Given problem: Copy exactly the lines from the beginning of the data down to and including the line holding "React.ReactNode; className?: string", without any pictures.

** Begin **

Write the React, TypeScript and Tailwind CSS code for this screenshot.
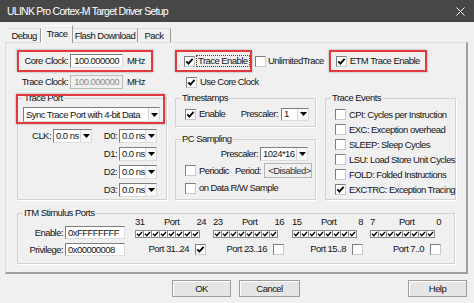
import React from "react";

type Kids = { children?: React.ReactNode; className?: string };

const Check = ({ checked = false, className = "" }: { checked?: boolean; className?: string }) => (
  <span
    className={`inline-flex w-[11px] h-[11px] shrink-0 items-center justify-center border border-t-[#7e7e7e] border-l-[#7e7e7e] border-r-[#c9c9c9] border-b-[#c9c9c9] bg-white ${className}`}
  >
    {checked && (
      <svg width="9" height="9" viewBox="0 0 9 9">
        <path d="M1.3 4.3 L3.4 6.6 L7.6 1.8" fill="none" stroke="#000" strokeWidth="1.8" />
      </svg>
    )}
  </span>
);

const Field = ({ children, className = "", disabled = false }: Kids & { disabled?: boolean }) => (
  <div
    className={`flex items-center px-[2px] border ${
      disabled
        ? "border-[#bdbdbd] bg-[#f0f0f0] text-[#8d8d8d]"
        : "border-t-[#7e7e7e] border-l-[#7e7e7e] border-r-[#dcdcdc] border-b-[#dcdcdc] bg-white"
    } ${className}`}
  >
    {children}
  </div>
);

const Select = ({ text, className = "" }: { text: string; className?: string }) => (
  <div
    className={`flex items-stretch border border-t-[#7e7e7e] border-l-[#7e7e7e] border-r-[#dcdcdc] border-b-[#dcdcdc] bg-white ${className}`}
  >
    <span className="flex-1 flex items-center px-[2px] overflow-hidden">{text}</span>
    <span className="w-[11px] shrink-0 flex items-center justify-center border-l border-[#d6d6d6] bg-[#f7f7f7]">
      <svg width="7" height="4" viewBox="0 0 7 4">
        <path d="M0 0h7L3.5 4z" fill="#000" />
      </svg>
    </span>
  </div>
);

const Group = ({ label, className = "", children }: Kids & { label: string }) => (
  <fieldset className={`border border-[#d2d2d2] shadow-[1px_1px_0_#fff] ${className}`}>
    <legend className="ml-[5px] px-[1px] h-[12px] leading-[12px]">{label}</legend>
    {children}
  </fieldset>
);

const RedBox = ({ className = "", children }: Kids) => (
  <div className={`border-2 border-[#e2393c] shadow-[0_0_2px_rgba(0,0,0,0.35)] ${className}`}>{children}</div>
);

const Bits = () => (
  <div className="flex h-[8px]">
    {Array.from({ length: 8 }).map((_, i) => (
      <span key={i} className="w-[9px] h-[8px] border border-[#8a8a8a] -ml-px first:ml-0 bg-white flex items-center justify-center">
        <svg width="7" height="6" viewBox="0 0 7 6">
          <path d="M1 2.6 L2.8 4.6 L6 1" fill="none" stroke="#000" strokeWidth="1.4" />
        </svg>
      </span>
    ))}
  </div>
);

const PortGroup = ({ hi, lo, on, className = "" }: { hi: string; lo: string; on: boolean; className?: string }) => (
  <div className={`w-[71px] -mt-[2px] flex flex-col ${className}`}>
    <div className="h-[10px] flex items-center">
      <span className="w-[29px]">{hi}</span>
      <span>Port</span>
      <span className="ml-auto">{lo}</span>
    </div>
    <div className="mt-[3px]">
      <Bits />
    </div>
    <div className="mt-[5px] h-[12px] flex items-center justify-end">
      <span>
        Port {hi}..{lo}
      </span>
      <Check checked={on} className="ml-[6px] w-[10px] h-[10px]" />
    </div>
  </div>
);

const Tab = ({ children, active = false, className = "" }: Kids & { active?: boolean }) => (
  <div
    className={`flex items-center justify-center ${
      active
        ? "h-[18px] -mb-px relative z-10 bg-[#f0f0f0] border-t border-l border-white border-r border-r-[#9a9a9a] pb-[2px]"
        : "h-[14px] border-t border-[#dcdcdc] border-r border-r-[#9a9a9a]"
    } ${className}`}
  >
    {children}
  </div>
);

const events = [
  ["CPI: Cycles per Instruction", false],
  ["EXC: Exception overhead", false],
  ["SLEEP: Sleep Cycles", false],
  ["LSU: Load Store Unit Cycles", false],
  ["FOLD: Folded Instructions", false],
  ["EXCTRC: Exception Tracing", true],
] as const;

export default function App() {
  return (
    <div className="w-[474px] h-[303px] overflow-hidden whitespace-nowrap bg-[#f0f0f0] font-['Liberation_Sans',Arial,sans-serif] text-[9.5px] tracking-[-0.55px] leading-none text-[#141414]">
      {/* title bar */}
      <div className="h-[22px] bg-[#474747] flex items-center justify-between pl-[7px] pr-[9px] text-white text-[10.5px] tracking-[-0.75px]">
        <span>ULINK Pro Cortex-M Target Driver Setup</span>
        <svg width="9" height="9" viewBox="0 0 9 9">
          <path d="M0.5 0.5L8.5 8.5M8.5 0.5L0.5 8.5" stroke="#fff" strokeWidth="1" />
        </svg>
      </div>

      {/* tabs */}
      <div className="h-[20px] flex items-end pl-[8px]">
        <Tab className="w-[33px]">Debug</Tab>
        <Tab active className="w-[32px]">
          Trace
        </Tab>
        <Tab className="w-[65px]">Flash Download</Tab>
        <Tab className="w-[33px]">Pack</Tab>
      </div>

      {/* panel */}
      <div className="ml-[5px] w-[463px] h-[232px] border-t border-l border-[#dcdcdc] border-r-2 border-b-2 border-r-[#a0a0a0] border-b-[#a0a0a0] pt-[7px] pl-[11px]">
        {/* row 1 */}
        <div className="flex items-center h-[22px]">
          <RedBox className="w-[136px] h-[22px] flex items-center">
            <span className="w-[49px] text-right">Core Clock:</span>
            <Field className="ml-[2px] w-[53px] h-[14px] justify-end pr-[3px]">100.000000</Field>
            <span className="ml-[4px]">MHz</span>
          </RedBox>
          <RedBox className="ml-[22px] w-[77px] h-[22px] flex items-center pl-[7px]">
            <Check checked />
            <span className="ml-[1px] px-[1px] h-[12px] flex items-center border border-dotted border-[#444]">
              Trace Enable
            </span>
          </RedBox>
          <Check className="ml-[3px]" />
          <span className="ml-[2px]">UnlimitedTrace</span>
          <RedBox className="ml-[5px] w-[98px] h-[22px] flex items-center pl-[5px]">
            <Check checked />
            <span className="ml-[3px]">ETM Trace Enable</span>
          </RedBox>
        </div>

        {/* row 2 */}
        <div className="mt-[2px] h-[16px] flex items-center">
          <div className="w-[158px] flex items-center">
            <span className="w-[51px] text-right">Trace Clock:</span>
            <Field disabled className="ml-[2px] w-[53px] h-[14px] justify-end pr-[3px]">
              100.000000
            </Field>
            <span className="ml-[4px]">MHz</span>
          </div>
          <Check checked className="ml-[11px]" />
          <span className="ml-[3px]">Use Core Clock</span>
        </div>

        {/* row 3 */}
        <div className="mt-[2px] flex items-start">
          <div className="relative w-[150px] h-[108px]">
            <Group label="Trace Port" className="w-[150px] h-[108px]">
              <Select text="Sync Trace Port with 4-bit Data" className="ml-[5px] mt-[3px] w-[137px] h-[15px]" />
              <div className="mt-[7px] flex flex-col gap-[4px]">
                {["D0:", "D1:", "D2:", "D3:"].map((d, i) => (
                  <div key={d} className="h-[14px] flex items-center">
                    <div className="w-[74px] flex items-center">
                      {i === 0 && (
                        <>
                          <span className="w-[33px] text-right">CLK:</span>
                          <Select text="0.0 ns" className="ml-[2px] w-[39px] h-[14px]" />
                        </>
                      )}
                    </div>
                    <span className="w-[25px] text-right">{d}</span>
                    <Select text="0.0 ns" className="ml-[2px] w-[38px] h-[14px]" />
                  </div>
                ))}
              </div>
            </Group>
            <RedBox className="absolute left-[-1px] top-[2px] w-[149px] h-[30px]" />
          </div>

          <div className="ml-[8px] w-[141px] flex flex-col">
            <Group label="Timestamps" className="h-[35px]">
              <div className="mt-[2px] h-[16px] flex items-center">
                <Check checked className="ml-[9px]" />
                <span className="ml-[3px]">Enable</span>
                <span className="ml-auto">Prescaler:</span>
                <Select text="1" className="ml-[3px] mr-[6px] w-[28px] h-[13px]" />
              </div>
            </Group>
            <Group label="PC Sampling" className="mt-[6px] h-[67px]">
              <div className="mt-[1px] h-[16px] flex items-center justify-end">
                <span>Prescaler:</span>
                <Select text="1024*16" className="ml-[2px] mr-[7px] w-[48px] h-[14px]" />
              </div>
              <div className="h-[17px] flex items-center">
                <Check className="ml-[9px]" />
                <span className="ml-[3px]">Periodic</span>
                <span className="ml-[6px]">Period:</span>
                <div className="ml-[3px] w-[48px] h-[15px] flex items-center px-[3px] border border-[#b5b5b5] bg-[#f0f0f0] text-[#333]">
                  &lt;Disabled&gt;
                </div>
              </div>
              <div className="h-[18px] flex items-center">
                <Check className="ml-[9px]" />
                <span className="ml-[3px]">on Data R/W Sample</span>
              </div>
            </Group>
          </div>

          <Group label="Trace Events" className="ml-[9px] w-[130px] h-[108px]">
            <div className="mt-[3px] flex flex-col">
              {events.map(([t, on]) => (
                <div key={t} className="h-[15px] flex items-center">
                  <Check checked={on} className="ml-[9px]" />
                  <span className="ml-[3px]">{t}</span>
                </div>
              ))}
            </div>
          </Group>
        </div>

        {/* ITM */}
        <Group label="ITM Stimulus Ports" className="mt-[7px] w-[438px] h-[57px]">
          <div className="flex items-start">
            <div className="w-[108px]">
              <div className="mt-[7px] h-[13px] flex items-center">
                <span className="w-[45px] text-right">Enable:</span>
                <Field className="ml-[2px] w-[60px] h-[13px]">0xFFFFFFFF</Field>
              </div>
              <div className="mt-[4px] h-[13px] flex items-center">
                <span className="w-[45px] text-right">Privilege:</span>
                <Field className="ml-[2px] w-[60px] h-[13px]">0x00000008</Field>
              </div>
            </div>
            <PortGroup hi="31" lo="24" on className="ml-[9px]" />
            <PortGroup hi="23" lo="16" on={false} className="ml-[7px]" />
            <PortGroup hi="15" lo="8" on={false} className="ml-[8px]" />
            <PortGroup hi="7" lo="0" on={false} className="ml-[7px]" />
          </div>
        </Group>
      </div>

      {/* buttons */}
      <div className="mt-[6px] h-[17px] flex">
        <button className="ml-[172px] w-[59px] h-[17px] border border-[#9c9c9c] bg-[#e5e5e5] shadow-[inset_1px_1px_0_#fff]">OK</button>
        <button className="ml-[8px] w-[61px] h-[17px] border border-[#9c9c9c] bg-[#e5e5e5] shadow-[inset_1px_1px_0_#fff]">Cancel</button>
        <button className="ml-[108px] w-[59px] h-[17px] border border-[#9c9c9c] bg-[#e5e5e5] shadow-[inset_1px_1px_0_#fff]">Help</button>
      </div>
    </div>
  );
}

** End **

Result of this task:
Write the React, TypeScript and Tailwind CSS code for this screenshot.
import React from "react";

type Kids = { children?: React.ReactNode; className?: string };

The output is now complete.